Je ne connais personne qui jette d’emblée la machine défunte. Pourquoi ? Cela tient sans doute à une forme de superstition. Mettre l’ordinateur à la poubelle, c’est renoncer à ce qu’on pourrait y retrouver : un fichier oublié, copié sur aucun disque dur externe, dans aucun nuage, qui pourrait tout à coup devenir nécessaire (pensée définitive, début génial de roman, film d’un moment de vie inédit). Et même si aucune solution technique ne permet de récupérer ce fichier, ne plus avoir l’ordinateur qui le contient reviendrait à en accepter symboliquement la disparition. Ce serait une forme de trahison envers un instant désormais révolu, dont on a perdu la mémoire peut-être, mais qui pourrait se voir réactivé par la magie d’un nouveau remède. Pour ceux qui ont consciencieusement sauvegardé tous les fichiers à temps, c’est la machine elle-même qui est dotée d’une forme d’âme. Comment me passer si vite de ce compagnon des heures de joie et de peine ? Comment envoyer au rebus en un instant ce petit être de circuits imprimés et de plastique que j’ai tenu sur mes genoux, qui m’a chauffé les cuisses pendant les soirées d’hiver, sur lequel j’ai posé mes doigts plus souvent que sur personne, qui m’a vu hésiter, rire et souffrir ? Cet animisme peut paraître excessif mais que l’on pense un instant à ce qui nous relie au disparu, la manière dont on s’est habitué à ses petites particularités (placement des touches sur le clavier, tendance à sous-moduler les sons, version ancienne du système d’exploitation), à ce qu’on aimait chez lui (son écran à la taille parfaite), ce que nous avons fait avec lui. Tout ça il faudra l’oublier. Et s’apprêter à le vivre avec un autre qui aura ses défauts et ses qualités, mais qui sera différent. Il faut un peu de temps pour s’y résoudre. C’est à cela que servent les mois (années ?) passés dans le placard ou sur l’étagère, petit purgatoire nécessaire au renoncement, pour arriver à ce point où l’on retrouve ce vieil ordinateur, où l’on ne savait plus qu’il était là, où on l’ouvre, où l’on trouve le clavier étrange, où on ne souvient plus ce qu’il contient. A ce moment-là, on est prêt, on peut passer à l’acte et mettre à la poubelle ce qui est alors aussi vide qu’une télévision l’a toujours été.

Mais le jeter dans quelle poubelle ? Question qui peut paraître anodine mais dit quelque chose de la singularité de l’objet. Trop petit pour être mis aux encombrants (puisqu’il est précisément fabriqué pour ne pas l’être), il nous semblerait malgré tout étrange de le fourrer dans la poubelle usuelle.

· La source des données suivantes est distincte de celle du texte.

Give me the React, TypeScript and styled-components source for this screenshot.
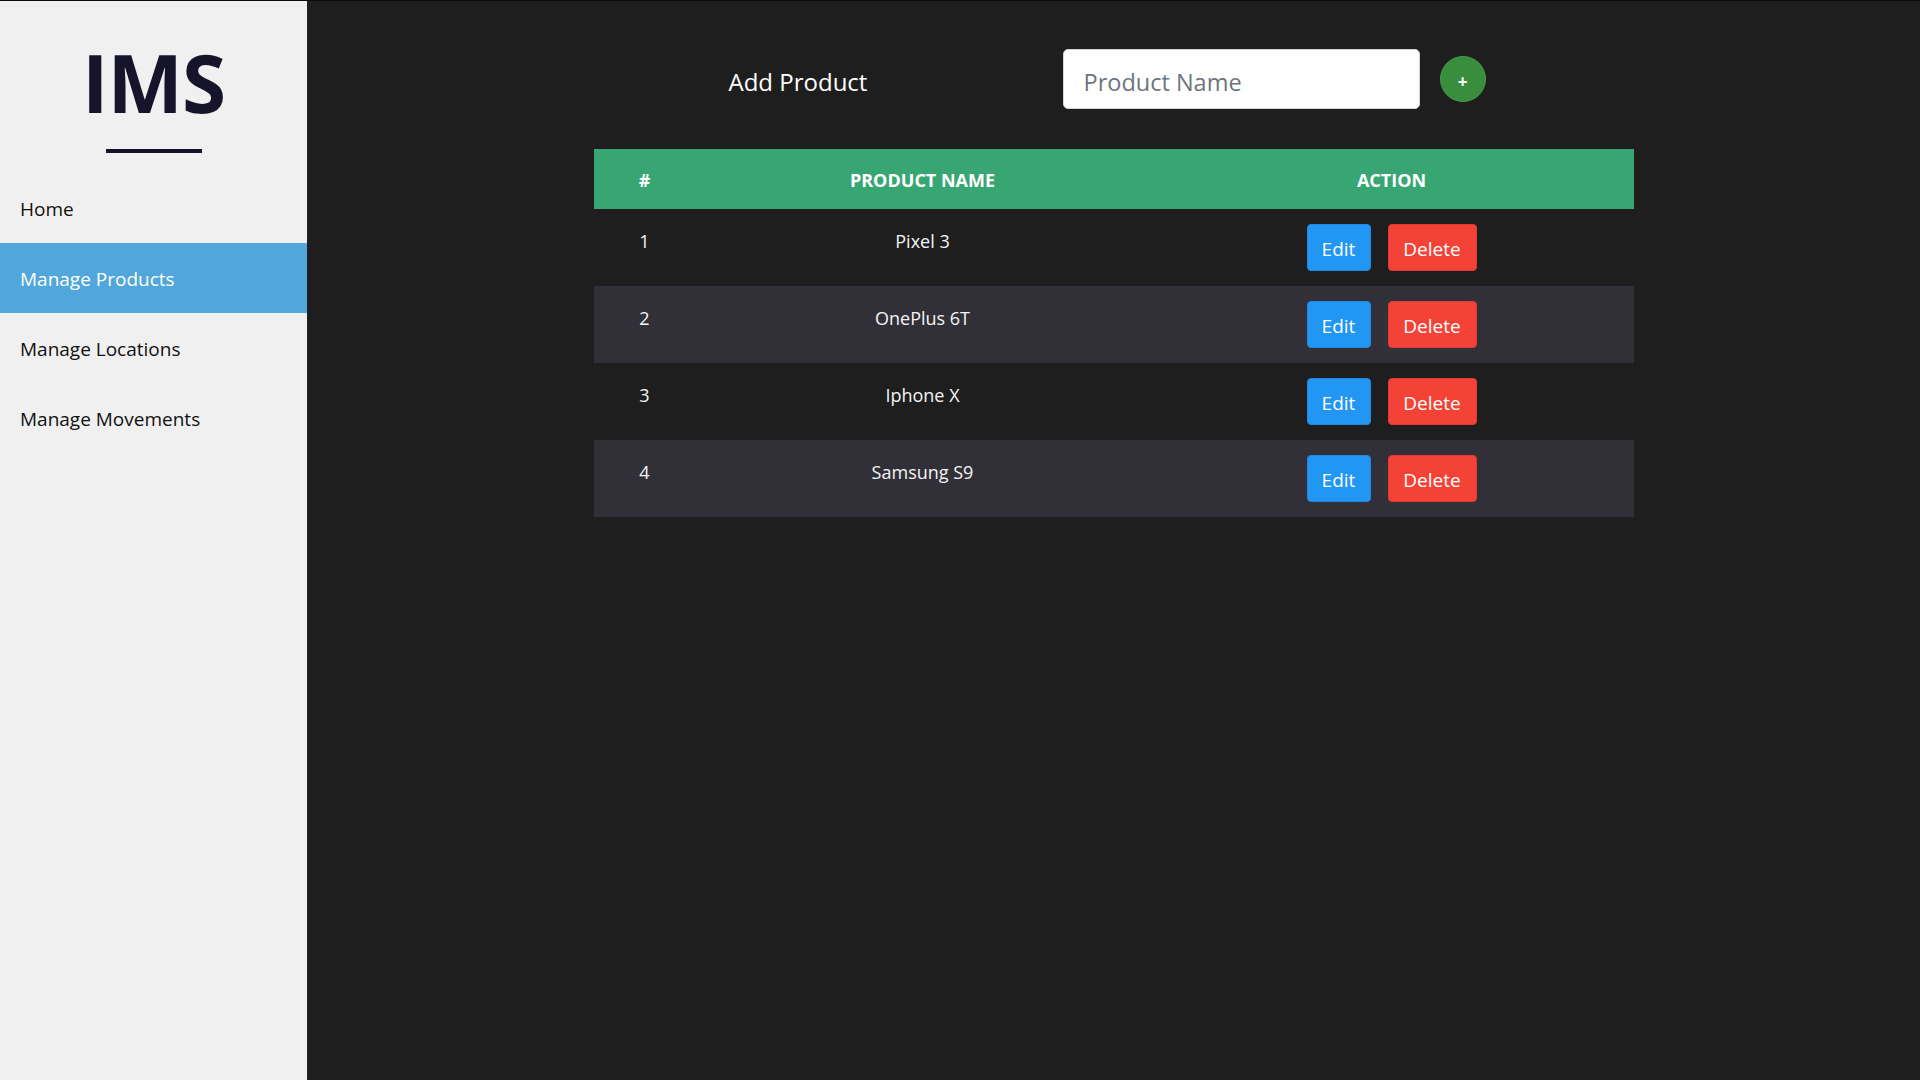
import React from "react";
import styled, { createGlobalStyle } from "styled-components";

const GlobalStyle = createGlobalStyle`
  html, body {
    margin: 0;
    padding: 0;
    background: #1e1e1e;
  }
  body {
    font-family: "Open Sans", "Noto Sans", sans-serif;
  }
  * { box-sizing: border-box; }
`;

const Page = styled.div`
  display: flex;
  min-height: 1080px;
  border-top: 1px solid #0a0a0a;
  background: #1e1e1e;
`;

const Sidebar = styled.aside`
  width: 307px;
  flex-shrink: 0;
  background: #f0f0f0;
  display: flex;
  flex-direction: column;
`;

const Brand = styled.div`
  display: flex;
  flex-direction: column;
  align-items: center;
  padding-top: 31px;
`;

const Logo = styled.h1`
  margin: 0;
  font-size: 80px;
  line-height: 100px;
  font-weight: 700;
  color: #16142a;
  letter-spacing: -1px;
`;

const Underline = styled.div`
  width: 96px;
  height: 4px;
  background: #16142a;
  margin-top: 17px;
  margin-bottom: 20px;
`;

const Nav = styled.nav`
  display: flex;
  flex-direction: column;
`;

const NavItem = styled.a<{ $active?: boolean }>`
  display: flex;
  align-items: center;
  height: 70px;
  padding-left: 20px;
  padding-top: 2px;
  font-size: 19px;
  color: ${(p) => (p.$active ? "#ffffff" : "#111111")};
  background: ${(p) => (p.$active ? "#51a7dc" : "transparent")};
  text-decoration: none;
  cursor: pointer;
`;

const Main = styled.main`
  flex: 1;
  display: flex;
  justify-content: center;
`;

const Content = styled.div`
  width: 1040px;
  padding-top: 48px;
`;

const AddRow = styled.div`
  display: flex;
  align-items: center;
  height: 60px;
  padding-left: 135px;
  margin-bottom: 40px;
`;

const AddLabel = styled.div`
  width: 334px;
  padding-top: 5px;
  font-size: 24px;
  color: #ffffff;
`;

const NameInput = styled.input`
  width: 357px;
  height: 60px;
  border: 1px solid #ced4da;
  border-radius: 5px;
  padding: 5px 20px 0;
  font-family: "Open Sans", "Noto Sans", sans-serif;
  font-size: 23.5px;
  color: #495057;
  background: #ffffff;
  outline: none;
  &::placeholder {
    color: #6c757d;
  }
`;

const PlusButton = styled.button`
  width: 46px;
  height: 46px;
  margin-left: 20px;
  border-radius: 50%;
  border: 1px solid #43a047;
  background: #388e3c;
  color: #ffffff;
  font-family: "Open Sans", "Noto Sans", sans-serif;
  font-weight: 700;
  font-size: 17px;
  line-height: 1;
  display: flex;
  align-items: center;
  justify-content: center;
  padding: 4px 0 0 0;
  cursor: pointer;
`;

const Table = styled.table`
  width: 1040px;
  border-collapse: collapse;
  color: #f5f5f5;
`;

const HeadCell = styled.th<{ $w: number }>`
  width: ${(p) => p.$w}px;
  height: 60px;
  background: #38a673;
  color: #ffffff;
  font-size: 18px;
  font-weight: 700;
  text-align: center;
  vertical-align: middle;
  padding: 2px 0 0;
`;

const Row = styled.tr<{ $striped?: boolean }>`
  background: ${(p) => (p.$striped ? "#313038" : "#1e1e1e")};
`;

const Cell = styled.td`
  height: 77px;
  text-align: center;
  vertical-align: top;
  font-size: 18px;
  padding: 19px 0 0;
  line-height: 27px;
`;

const ActionCell = styled.td`
  height: 77px;
  text-align: center;
  vertical-align: top;
  padding: 15px 0 0;
`;

const Actions = styled.div`
  display: inline-flex;
  gap: 17px;
`;

const ActionButton = styled.button<{ $variant: "edit" | "delete" }>`
  height: 47px;
  padding: 3px 13px 0;
  min-width: ${(p) => (p.$variant === "edit" ? "64px" : "89px")};
  border-radius: 4px;
  border: 1px solid ${(p) => (p.$variant === "edit" ? "#1e88e5" : "#e53935")};
  background: ${(p) => (p.$variant === "edit" ? "#2196f3" : "#f44336")};
  color: #ffffff;
  font-family: "Open Sans", "Noto Sans", sans-serif;
  font-size: 19px;
  cursor: pointer;
`;

const products = [
  { id: 1, name: "Pixel 3" },
  { id: 2, name: "OnePlus 6T" },
  { id: 3, name: "Iphone X" },
  { id: 4, name: "Samsung S9" },
];

export default function App() {
  return (
    <>
      <GlobalStyle />
      <Page>
        <Sidebar>
          <Brand>
            <Logo>IMS</Logo>
            <Underline />
          </Brand>
          <Nav>
            <NavItem>Home</NavItem>
            <NavItem $active>Manage Products</NavItem>
            <NavItem>Manage Locations</NavItem>
            <NavItem>Manage Movements</NavItem>
          </Nav>
        </Sidebar>
        <Main>
          <Content>
            <AddRow>
              <AddLabel>Add Product</AddLabel>
              <NameInput placeholder="Product Name" />
              <PlusButton>+</PlusButton>
            </AddRow>
            <Table>
              <thead>
                <tr>
                  <HeadCell $w={102}>#</HeadCell>
                  <HeadCell $w={454}>PRODUCT NAME</HeadCell>
                  <HeadCell $w={484}>ACTION</HeadCell>
                </tr>
              </thead>
              <tbody>
                {products.map((p, i) => (
                  <Row key={p.id} $striped={i % 2 === 1}>
                    <Cell>{p.id}</Cell>
                    <Cell>{p.name}</Cell>
                    <ActionCell>
                      <Actions>
                        <ActionButton $variant="edit">Edit</ActionButton>
                        <ActionButton $variant="delete">Delete</ActionButton>
                      </Actions>
                    </ActionCell>
                  </Row>
                ))}
              </tbody>
            </Table>
          </Content>
        </Main>
      </Page>
    </>
  );
}
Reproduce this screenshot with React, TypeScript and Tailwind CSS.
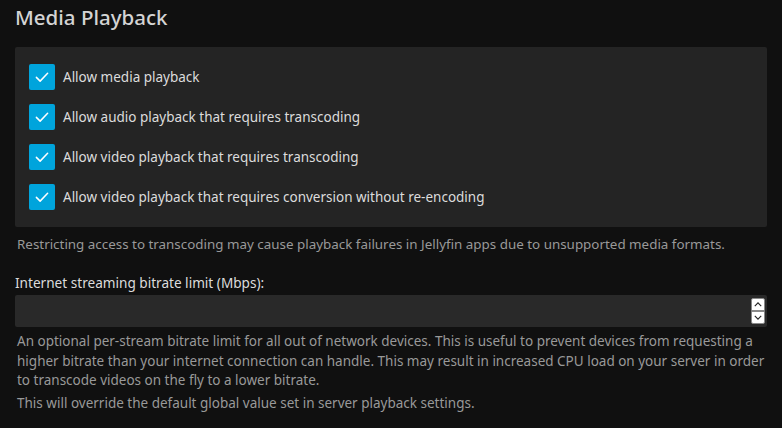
import React from "react";

const options = [
  "Allow media playback",
  "Allow audio playback that requires transcoding",
  "Allow video playback that requires transcoding",
  "Allow video playback that requires conversion without re-encoding",
];

const CheckMark = () => (
  <svg viewBox="0 0 24 24" className="h-[18px] w-[18px]" fill="none">
    <path
      d="M4.5 12.5l5 5L19.5 7"
      stroke="white"
      strokeWidth="2"
      strokeLinecap="round"
      strokeLinejoin="round"
    />
  </svg>
);

const App: React.FC = () => {
  return (
    <div
      className="min-h-[428px] w-[782px] overflow-hidden bg-[#101010] px-[15px] pt-[3px]"
      style={{ fontFamily: '"Noto Sans", "Open Sans", sans-serif' }}
    >
      <h2 className="text-[20.5px] font-medium leading-[28px] text-[#d4d4d4]">
        Media Playback
      </h2>

      <div className="mt-[16px] flex h-[180px] flex-col justify-center gap-[14px] rounded-[2px] bg-[#242424] px-[14px]">
        {options.map((label) => (
          <label key={label} className="flex items-center gap-[8px]">
            <span className="flex h-[26px] w-[26px] items-center justify-center rounded-[2px] bg-[#00a4dc]">
              <CheckMark />
            </span>
            <span className="text-[13.5px] text-[#dcdcdc]">{label}</span>
          </label>
        ))}
      </div>

      <p className="mt-[7px] pl-[2px] text-[13.4px] leading-[20px] text-[#999999]">
        Restricting access to transcoding may cause playback failures in
        Jellyfin apps due to unsupported media formats.
      </p>

      <div className="mt-[19px]">
        <label className="block text-[13.6px] leading-[20px] text-[#dcdcdc]">
          Internet streaming bitrate limit (Mbps):
        </label>
        <div className="mt-[2px] flex h-[32px] items-center justify-end rounded-[2px] bg-[#292929] pr-[2px]">
          <div className="flex flex-col">
            <span className="flex h-[13px] w-[14px] items-center justify-center rounded-t-[2px] border border-[#888] bg-white">
              <svg viewBox="0 0 10 6" className="h-[5px] w-[8px]" fill="none">
                <path d="M1 5l4-4 4 4" stroke="#222" strokeWidth="1.4" />
              </svg>
            </span>
            <span className="flex h-[13px] w-[14px] items-center justify-center rounded-b-[2px] border border-[#888] bg-white">
              <svg viewBox="0 0 10 6" className="h-[5px] w-[8px]" fill="none">
                <path d="M1 1l4 4 4-4" stroke="#222" strokeWidth="1.4" />
              </svg>
            </span>
          </div>
        </div>
        <p className="mt-[5px] whitespace-nowrap pl-[2px] text-[13.5px] leading-[19.5px] text-[#999999]">
          An optional per-stream bitrate limit for all out of network devices.
          This is useful to prevent devices from requesting a
          <br />
          higher bitrate than your internet connection can handle. This may
          result in increased CPU load on your server in order
          <br />
          to transcode videos on the fly to a lower bitrate.
        </p>
        <p className="mt-[3px] pl-[2px] text-[13.5px] leading-[19.5px] text-[#999999]">
          This will override the default global value set in server playback
          settings.
        </p>
      </div>
    </div>
  );
};

export default App;
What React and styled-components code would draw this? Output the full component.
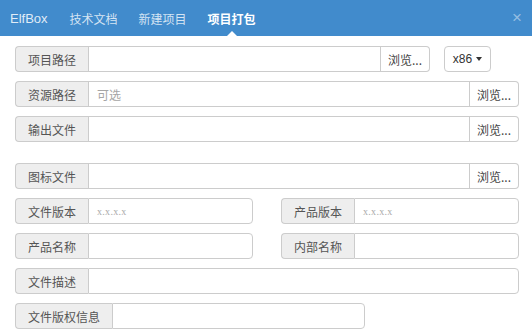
import React from "react";
import styled, { createGlobalStyle } from "styled-components";

const Global = createGlobalStyle`
  html, body {
    margin: 0;
    padding: 0;
    background: #fff;
  }
  body {
    font-family: "Liberation Sans", "Noto Sans CJK SC", sans-serif;
    font-size: 12px;
    color: #555;
  }
`;

const Header = styled.div`
  height: 36px;
  background: #418bcc;
  display: flex;
  align-items: center;
  padding: 0 10px;
  position: relative;
`;

const Brand = styled.div`
  font-size: 13px;
  color: rgba(255, 255, 255, 0.85);
  margin-right: 22px;
`;

const Nav = styled.div`
  display: flex;
  gap: 21px;
  height: 100%;
`;

const NavItem = styled.div`
  position: relative;
  display: flex;
  align-items: center;
  font-size: 12px;
  color: ${(p) => (p.$active ? "#fff" : "rgba(255, 255, 255, 0.78)")};
  font-weight: ${(p) => (p.$active ? "bold" : "normal")};

  &::after {
    content: "";
    display: ${(p) => (p.$active ? "block" : "none")};
    position: absolute;
    left: 50%;
    bottom: 0;
    margin-left: -5px;
    border-left: 5px solid transparent;
    border-right: 5px solid transparent;
    border-bottom: 5px solid #fff;
  }
`;

const Close = styled.div`
  position: absolute;
  right: 10px;
  top: 8px;
  font-size: 17px;
  color: rgba(255, 255, 255, 0.45);
  font-family: "Liberation Sans", sans-serif;
`;

const Body = styled.div`
  padding: 10px 13px 0 15px;
  display: flex;
  flex-direction: column;
  gap: 9px;
`;

const Row = styled.div`
  display: flex;
  align-items: center;
  gap: 14px;
  margin-top: ${(p) => (p.$spaced ? "12px" : "0")};
`;

const Cols = styled.div`
  display: grid;
  grid-template-columns: 1fr 1fr;
  column-gap: 28px;
`;

const Group = styled.div`
  display: flex;
  height: 26px;
  flex: ${(p) => (p.$width ? "none" : "1")};
  width: ${(p) => (p.$width ? p.$width + "px" : "auto")};
  box-sizing: border-box;
`;

const Addon = styled.div`
  display: flex;
  align-items: center;
  padding: 0 12px;
  background: #eee;
  border: 1px solid #ccc;
  border-right: none;
  border-radius: 4px 0 0 4px;
  color: #555;
  font-family: "Noto Sans CJK SC", sans-serif;
  font-size: 12px;
  white-space: nowrap;
`;

const Field = styled.div`
  flex: 1;
  display: flex;
  align-items: center;
  padding: 0 8px;
  border: 1px solid #ccc;
  border-radius: ${(p) => (p.$btn ? "0" : "0 4px 4px 0")};
  background: #fff;
  color: #a5a5a5;
  font-size: 12px;
  font-family: "Noto Sans CJK SC", sans-serif;
`;

const Placeholder = styled.span`
  font-family: "Liberation Serif", serif;
  font-size: 10px;
  letter-spacing: 0.3px;
  color: #aaa;
`;

const Browse = styled.div`
  display: flex;
  align-items: center;
  padding: 0 7px;
  border: 1px solid #ccc;
  border-left: none;
  border-radius: 0 4px 4px 0;
  background: #fff;
  color: #444;
  font-family: "Noto Sans CJK SC", sans-serif;
  font-size: 12px;
`;

const Drop = styled.div`
  height: 26px;
  width: 47px;
  box-sizing: border-box;
  border: 1px solid #ccc;
  border-radius: 4px;
  display: flex;
  align-items: center;
  justify-content: center;
  gap: 4px;
  color: #333;
  font-size: 12px;
`;

const Caret = styled.span`
  border-left: 3px solid transparent;
  border-right: 3px solid transparent;
  border-top: 4px solid #333;
`;

function Input({ label, hint, serif, browse }) {
  return (
    <>
      <Addon>{label}</Addon>
      <Field $btn={browse}>
        {hint && (serif ? <Placeholder>{hint}</Placeholder> : hint)}
      </Field>
      {browse && <Browse>浏览...</Browse>}
    </>
  );
}

export default function App() {
  return (
    <>
      <Global />
      <Header>
        <Brand>ElfBox</Brand>
        <Nav>
          <NavItem>技术文档</NavItem>
          <NavItem>新建项目</NavItem>
          <NavItem $active>项目打包</NavItem>
        </Nav>
        <Close>×</Close>
      </Header>
      <Body>
        <Row>
          <Group $width={415}>
            <Input label="项目路径" browse />
          </Group>
          <Drop>
            x86 <Caret />
          </Drop>
        </Row>
        <Row>
          <Group>
            <Input label="资源路径" hint="可选" browse />
          </Group>
        </Row>
        <Row>
          <Group>
            <Input label="输出文件" browse />
          </Group>
        </Row>
        <Row $spaced>
          <Group>
            <Input label="图标文件" browse />
          </Group>
        </Row>
        <Cols>
          <Group>
            <Input label="文件版本" hint="x.x.x.x" serif />
          </Group>
          <Group>
            <Input label="产品版本" hint="x.x.x.x" serif />
          </Group>
        </Cols>
        <Cols>
          <Group>
            <Input label="产品名称" />
          </Group>
          <Group>
            <Input label="内部名称" />
          </Group>
        </Cols>
        <Row>
          <Group>
            <Input label="文件描述" />
          </Group>
        </Row>
        <Row>
          <Group $width={350}>
            <Input label="文件版权信息" />
          </Group>
        </Row>
      </Body>
    </>
  );
}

Qui jette son ordinateur aux ordures, au milieu des pelures de carottes et des couches de bébé ? L’ordinateur portable est une ordure particulière, condition qu’il partage avec quelques autres objets techniques et technologiques : le téléphone portable, les chargeurs divers et variés... Peut-être faudra-t-il un jour ajouter une catégorie au tri sélectif : les outils technologiques. Ou alors, aménager dans nos intérieurs un espace dédié à cet objet mort, une sorte de bibliothèque où l’on pourrait accumuler les ordinateurs portables, où l’on pourrait les classer comme autant de cahiers de croquis disant quelque chose de nos états passés, comme certains gardent sans jamais les rouvrir leurs vieux agendas, pleins de noms oubliés, de rendez-vous sans intérêt, des notes indéchiffrables, petites preuves matérielles et sans valeur d’une activité dont on peut espérer que l’essentiel a été sauvé, mais dont la disparition totale nous donnerait le sentiment que pendant tout ce temps, il ne nous est rien arrivé.